Equation for density from volume and mass is,

    $Density=\frac{Mass}{Volume}$

Equation for finding Volume of sphere is,

    $Volume=\left(4/3\right)\pi r^3$

Answer to Problem 153GQ

The density of space occupied by electrons in Zn atom is $3.34\times {10}^{-3}g/c{m}^3$

Explanation of Solution

The radius of the zinc atom is given that $0.125nm=1.25\times {10}^{-8}cm$.

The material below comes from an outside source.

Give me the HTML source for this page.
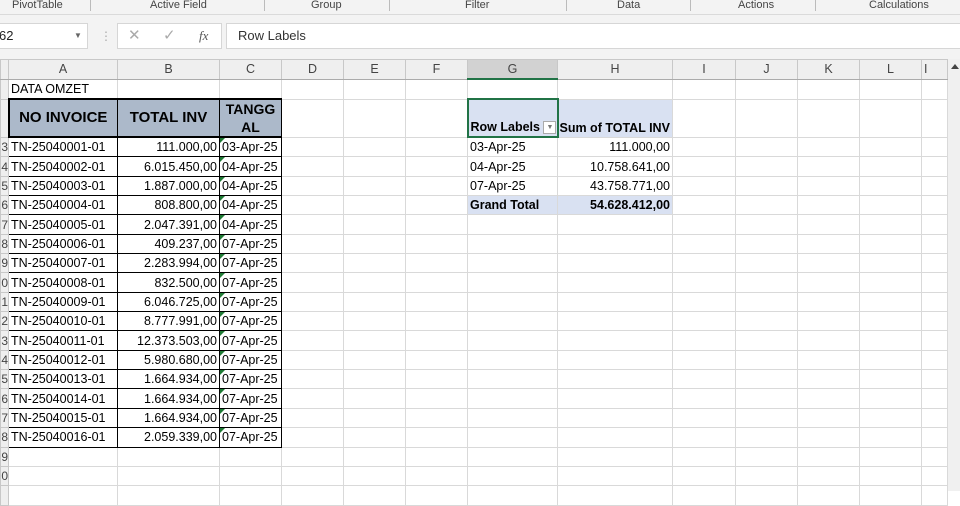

Equation for finding Volume of sphere is,

    $Volume=\left(4/3\right)\pi r^3$

Therefore, the volume of zinc nucleus is,

    $\begin{array}{l}Volume=\left(4/3\right)3.14\times {(1.25\times {10}^{-8}cm)}^3\\ =8.17\times {10}^{-24}c{m}^3\end{array}$

The volume of zinc nucleus is $463.01\times {10}^{-39}c{m}^3$, which negligibly small quantity, so the volume occupied by electrons in Zn atom is approximately equals to the volume of atom,

    $Volume=8.17\times {10}^{-24}c{m}^3$

Mass of the zinc atom is the sum of mass of nucleus and mass of total number of electrons, that is $30\times 9.11\times {10}^{-28}g=2.73\times {10}^{-26}g$

Equation for density from volume and mass is,

    $Density=\frac{Mass}{Volume}$

Therefore, the density of space occupied by electrons in Zn atom is,

    $Density=\frac{2.73\times {10}^{-26}g}{8.17\times {10}^{-24}c{m}^3}=3.34\times {10}^{-3}g/c{m}^3$

Interpretation Introduction

Interpretation: Considering the density of nucleus and the density of space occupied by electrons in given atoms the statement that describes about relative densities of parts of given atom should be identified.

Concept introduction:

Equation for density from volume and mass is,

    $Density=\frac{Mass}{Volume}$

Equation for finding Volume of sphere is,

    $\text{Volume}\text{=}\left(\text{4/3}\right){\text{πr}}^{\text{3}}$

Answer to Problem 153GQ

The density of nucleus is far greater than the density of space occupied by electrons (outside nucleus in atom).

Explanation of Solution

The density of zinc nucleus is found that $2.3\times {10}^{14}g/c{m}^3$

The density of space occupied by electrons in Zn atom is found that $3.34\times {10}^{-3}g/c{m}^3$.

The ratio of density of zinc nucleus to density of space occupied by electrons is,

    $\frac{2.3\times {10}^{14}g/c{m}^3}{3.34\times {10}^{-3}g/c{m}^3}=688.6$

Hence, the density of nucleus is far greater than the density of space occupied by electrons (outside nucleus in atom).